Maddi bir zenginin misali, bir âmânın misalidir. Yemeği gelir, yer, ama nereden geldiğini bilemez. Geldiği yeri öğrenince o tarafa bakar. Yalnız kısmetinin geldiği ciheti açar, öbür yönleri kapar. İç varlığından, mana zenginliğinden haberi olmayan zengin de âmâ gibidir. Alır, yer fakat hazinesini bilmez.
Kul, aslında manen zengindir. Hazinesi vardır. Ama ondan haberi olmadığı için sadece önüne geleni alır. Manevi gözleri açılmadığı için ötesini göremez. Eğer bir kul, her şeyi kolaylaştıran, rahatlık veren, ihsan eden ve kendi varlığına çevirenin yalnız Allah olduğunu anlayabilse, kalbini O'na bağlar, başkalarını bırakır.
Nefsine âşık oldun. Onun sana düşmanlığını anlasaydın, ona uymazdın, yanlış hareketlerine karşı yanardın. Onu öldürücü düşman olarak tanımış olsaydın, yemek, içmek bile vermezdin. Ancak hakkı olan miktarı verir, ötesinden mahrum bırakırdın.
Sana bugünkü hâlinle zaviye yaramaz. Bir köşeye çekilip oturmak seni ıslah edemez. Çünkü sen sokaklardan hoşlanırsın. Bu hâlinde de sana Hakk'ın sırrı verilmez. Hakk'ın sırrına ittilâ peyda eden kimse, dilsiz olur. Sır saklamayana, sır verilmez.
Sırrını saklamaya güçlü olmayan, halka uzak durmalı; mağaralara, sığınaklara kaçmalı. Sahillere, ovalara, yabanlara gitmeli.

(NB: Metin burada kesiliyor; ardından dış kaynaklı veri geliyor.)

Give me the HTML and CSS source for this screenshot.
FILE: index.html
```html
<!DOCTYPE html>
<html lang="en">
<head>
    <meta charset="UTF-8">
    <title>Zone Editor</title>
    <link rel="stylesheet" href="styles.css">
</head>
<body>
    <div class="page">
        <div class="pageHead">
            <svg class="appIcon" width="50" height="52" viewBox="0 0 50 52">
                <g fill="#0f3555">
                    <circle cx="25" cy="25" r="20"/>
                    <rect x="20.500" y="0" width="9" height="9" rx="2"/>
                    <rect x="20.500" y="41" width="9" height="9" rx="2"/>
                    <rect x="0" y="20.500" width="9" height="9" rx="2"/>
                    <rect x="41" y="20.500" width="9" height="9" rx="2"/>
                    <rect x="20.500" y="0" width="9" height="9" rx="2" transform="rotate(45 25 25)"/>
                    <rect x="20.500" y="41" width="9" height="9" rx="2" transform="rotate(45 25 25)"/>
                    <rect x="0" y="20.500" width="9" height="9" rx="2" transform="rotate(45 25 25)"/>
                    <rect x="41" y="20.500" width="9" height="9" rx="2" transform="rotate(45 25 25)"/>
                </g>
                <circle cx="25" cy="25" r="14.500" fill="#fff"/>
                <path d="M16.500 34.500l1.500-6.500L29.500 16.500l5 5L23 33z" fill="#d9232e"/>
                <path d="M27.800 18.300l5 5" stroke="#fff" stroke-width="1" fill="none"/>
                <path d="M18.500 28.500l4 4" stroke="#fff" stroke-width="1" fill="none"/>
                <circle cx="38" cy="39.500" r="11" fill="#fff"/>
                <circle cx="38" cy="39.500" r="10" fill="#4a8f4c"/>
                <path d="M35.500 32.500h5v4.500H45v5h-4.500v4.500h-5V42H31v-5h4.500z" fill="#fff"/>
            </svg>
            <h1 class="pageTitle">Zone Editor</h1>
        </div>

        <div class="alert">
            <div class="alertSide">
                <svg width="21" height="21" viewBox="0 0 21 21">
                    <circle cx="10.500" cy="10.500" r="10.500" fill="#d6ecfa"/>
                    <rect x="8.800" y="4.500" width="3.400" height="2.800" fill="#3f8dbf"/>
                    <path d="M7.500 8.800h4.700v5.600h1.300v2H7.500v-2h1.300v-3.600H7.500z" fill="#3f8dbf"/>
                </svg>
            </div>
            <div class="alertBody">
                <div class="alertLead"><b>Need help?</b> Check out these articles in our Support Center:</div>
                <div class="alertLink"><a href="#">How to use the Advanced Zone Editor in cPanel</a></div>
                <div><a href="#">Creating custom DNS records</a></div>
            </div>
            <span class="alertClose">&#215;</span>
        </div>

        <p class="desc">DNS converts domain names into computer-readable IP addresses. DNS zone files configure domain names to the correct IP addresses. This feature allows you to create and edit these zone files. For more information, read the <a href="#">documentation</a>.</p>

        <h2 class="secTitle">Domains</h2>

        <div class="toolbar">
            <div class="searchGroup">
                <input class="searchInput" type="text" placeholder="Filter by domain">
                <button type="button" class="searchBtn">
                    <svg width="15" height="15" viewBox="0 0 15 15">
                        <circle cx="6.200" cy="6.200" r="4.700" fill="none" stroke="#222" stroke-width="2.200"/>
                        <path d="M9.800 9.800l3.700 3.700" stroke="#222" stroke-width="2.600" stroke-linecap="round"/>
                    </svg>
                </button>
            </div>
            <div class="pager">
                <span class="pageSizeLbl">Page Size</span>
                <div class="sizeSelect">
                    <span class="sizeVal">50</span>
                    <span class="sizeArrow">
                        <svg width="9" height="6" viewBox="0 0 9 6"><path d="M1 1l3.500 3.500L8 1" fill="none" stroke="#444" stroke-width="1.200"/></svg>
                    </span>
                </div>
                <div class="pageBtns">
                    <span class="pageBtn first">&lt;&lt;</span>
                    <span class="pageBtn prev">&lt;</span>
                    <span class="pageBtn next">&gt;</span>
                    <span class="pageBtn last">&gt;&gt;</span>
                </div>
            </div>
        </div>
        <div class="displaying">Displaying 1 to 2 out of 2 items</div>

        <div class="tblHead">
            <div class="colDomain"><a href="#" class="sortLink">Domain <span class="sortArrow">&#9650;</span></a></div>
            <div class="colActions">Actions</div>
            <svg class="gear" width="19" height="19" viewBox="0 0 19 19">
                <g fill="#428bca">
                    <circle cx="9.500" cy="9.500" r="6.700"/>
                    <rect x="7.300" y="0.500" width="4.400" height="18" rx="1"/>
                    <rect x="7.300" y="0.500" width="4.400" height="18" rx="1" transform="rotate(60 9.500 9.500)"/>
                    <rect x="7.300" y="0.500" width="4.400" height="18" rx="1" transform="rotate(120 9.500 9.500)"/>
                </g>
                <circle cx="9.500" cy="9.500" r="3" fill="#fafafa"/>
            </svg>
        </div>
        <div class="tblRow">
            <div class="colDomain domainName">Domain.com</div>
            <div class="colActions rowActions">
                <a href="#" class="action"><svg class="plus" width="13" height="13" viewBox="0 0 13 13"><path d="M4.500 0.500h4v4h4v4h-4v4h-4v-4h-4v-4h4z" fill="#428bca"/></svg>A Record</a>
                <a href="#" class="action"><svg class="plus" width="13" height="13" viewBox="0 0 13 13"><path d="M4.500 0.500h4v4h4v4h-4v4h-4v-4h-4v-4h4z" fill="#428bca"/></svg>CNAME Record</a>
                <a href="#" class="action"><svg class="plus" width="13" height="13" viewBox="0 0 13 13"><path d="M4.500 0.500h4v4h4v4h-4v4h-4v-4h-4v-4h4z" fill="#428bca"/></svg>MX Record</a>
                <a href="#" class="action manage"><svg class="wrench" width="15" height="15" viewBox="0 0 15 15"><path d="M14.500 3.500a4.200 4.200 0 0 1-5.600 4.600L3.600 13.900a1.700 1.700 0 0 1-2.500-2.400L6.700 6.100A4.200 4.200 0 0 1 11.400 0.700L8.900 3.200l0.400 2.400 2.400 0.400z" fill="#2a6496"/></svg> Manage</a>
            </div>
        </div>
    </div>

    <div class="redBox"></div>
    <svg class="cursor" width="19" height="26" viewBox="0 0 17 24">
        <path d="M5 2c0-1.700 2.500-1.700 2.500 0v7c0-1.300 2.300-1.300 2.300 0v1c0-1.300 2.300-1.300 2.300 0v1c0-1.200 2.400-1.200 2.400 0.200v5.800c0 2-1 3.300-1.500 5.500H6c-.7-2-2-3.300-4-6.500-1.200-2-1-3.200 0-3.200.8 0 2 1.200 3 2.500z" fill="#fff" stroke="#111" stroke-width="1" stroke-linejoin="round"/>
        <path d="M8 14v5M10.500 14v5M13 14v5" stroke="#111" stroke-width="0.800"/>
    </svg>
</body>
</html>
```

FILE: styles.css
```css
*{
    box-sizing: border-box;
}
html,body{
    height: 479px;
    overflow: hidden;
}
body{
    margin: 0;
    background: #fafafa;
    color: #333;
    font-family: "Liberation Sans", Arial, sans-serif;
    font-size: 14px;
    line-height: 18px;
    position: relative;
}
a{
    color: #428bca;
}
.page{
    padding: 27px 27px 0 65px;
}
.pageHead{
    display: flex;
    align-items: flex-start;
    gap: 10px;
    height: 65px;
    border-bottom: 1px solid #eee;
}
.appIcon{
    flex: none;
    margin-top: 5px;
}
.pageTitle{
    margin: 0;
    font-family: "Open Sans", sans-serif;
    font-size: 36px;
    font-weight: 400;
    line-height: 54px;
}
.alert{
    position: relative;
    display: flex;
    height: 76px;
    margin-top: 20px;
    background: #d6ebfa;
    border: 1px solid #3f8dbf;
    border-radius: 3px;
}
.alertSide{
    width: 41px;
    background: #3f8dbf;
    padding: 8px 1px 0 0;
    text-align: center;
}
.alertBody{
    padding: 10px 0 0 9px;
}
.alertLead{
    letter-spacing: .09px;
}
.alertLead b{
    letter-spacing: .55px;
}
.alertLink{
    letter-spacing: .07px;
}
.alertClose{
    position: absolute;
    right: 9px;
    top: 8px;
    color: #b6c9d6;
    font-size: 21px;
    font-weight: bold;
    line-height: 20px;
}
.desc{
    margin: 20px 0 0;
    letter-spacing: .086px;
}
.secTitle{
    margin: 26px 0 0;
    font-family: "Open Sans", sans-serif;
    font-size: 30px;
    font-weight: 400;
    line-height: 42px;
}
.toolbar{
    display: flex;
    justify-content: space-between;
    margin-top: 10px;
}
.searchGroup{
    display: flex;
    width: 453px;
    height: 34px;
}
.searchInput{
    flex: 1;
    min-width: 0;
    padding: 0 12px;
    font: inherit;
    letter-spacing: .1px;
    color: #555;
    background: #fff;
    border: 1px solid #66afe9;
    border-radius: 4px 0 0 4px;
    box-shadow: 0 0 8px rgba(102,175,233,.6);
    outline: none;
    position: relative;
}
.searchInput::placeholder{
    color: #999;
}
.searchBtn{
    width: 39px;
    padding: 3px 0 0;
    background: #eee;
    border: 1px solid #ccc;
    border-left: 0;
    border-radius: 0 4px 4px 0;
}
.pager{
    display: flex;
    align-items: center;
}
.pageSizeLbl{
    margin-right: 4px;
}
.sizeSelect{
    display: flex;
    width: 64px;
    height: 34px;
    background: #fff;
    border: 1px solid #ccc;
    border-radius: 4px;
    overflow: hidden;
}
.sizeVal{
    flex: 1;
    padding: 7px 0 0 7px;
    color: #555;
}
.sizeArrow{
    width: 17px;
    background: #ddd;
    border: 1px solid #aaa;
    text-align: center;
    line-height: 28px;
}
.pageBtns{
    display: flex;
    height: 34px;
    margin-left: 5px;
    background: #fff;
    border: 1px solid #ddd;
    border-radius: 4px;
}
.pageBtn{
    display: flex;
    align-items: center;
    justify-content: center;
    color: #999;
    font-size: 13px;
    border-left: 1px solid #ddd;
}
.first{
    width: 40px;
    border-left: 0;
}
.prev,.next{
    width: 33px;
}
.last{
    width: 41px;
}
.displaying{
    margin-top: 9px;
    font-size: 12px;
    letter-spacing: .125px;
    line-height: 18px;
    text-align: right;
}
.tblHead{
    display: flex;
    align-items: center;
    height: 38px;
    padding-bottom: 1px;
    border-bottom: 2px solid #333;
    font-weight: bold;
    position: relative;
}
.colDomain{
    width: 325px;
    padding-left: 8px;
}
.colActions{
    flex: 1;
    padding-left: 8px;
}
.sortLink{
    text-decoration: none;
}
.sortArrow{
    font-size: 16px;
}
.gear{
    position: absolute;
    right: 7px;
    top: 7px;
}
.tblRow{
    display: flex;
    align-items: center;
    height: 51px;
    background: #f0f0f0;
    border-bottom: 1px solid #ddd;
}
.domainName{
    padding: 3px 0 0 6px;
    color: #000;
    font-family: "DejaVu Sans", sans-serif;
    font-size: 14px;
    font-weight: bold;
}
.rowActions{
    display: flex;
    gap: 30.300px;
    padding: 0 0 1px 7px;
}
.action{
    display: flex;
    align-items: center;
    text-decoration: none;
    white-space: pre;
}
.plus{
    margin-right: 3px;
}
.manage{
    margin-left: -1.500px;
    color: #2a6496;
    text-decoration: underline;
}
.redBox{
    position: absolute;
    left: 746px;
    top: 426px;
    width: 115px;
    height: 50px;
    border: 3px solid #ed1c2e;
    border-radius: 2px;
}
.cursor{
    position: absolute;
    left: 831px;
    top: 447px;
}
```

İlmin ve hikmetlerin asasını bulamayan, her ikisini benliğinde saklama gücüne sahip olmayan, şahın sopasına düşer; ilâhî kamçı ile terbiye alır. Açlık Hakk'ın kamçısıdır. İşler hükme göre yürütülmezse Allah kıtlık verir; şiddetin ve darlığın zuhuru kulların hatasından ileri gelir.
Yazık, ilâhî sevgiyi iddia edersin, ama dünyalık ararsın ve âhiretin güzelliğine talip olursun.
Ey ahmak, bir taraftan Hakk'a bağlılığını ve sevgini iddia ederken öbür taraftan da O'ndan küçük işler talep edersin. Bir zorluk gelince ondan sızlanmaya başlar, iyiliğin gelmesini dilersin. Sen, Allah yolcularından olamazsın; onlara yanaşma. Bu hâlinle onlardan uzak ol. İyi olmak için onlar gibi hareket etmen icap eder. Sen halkın kulu ve kölesisin. Nefse taparsın; boş arzuların ardından gidersin. Şehvet duygularını benimsemektesin.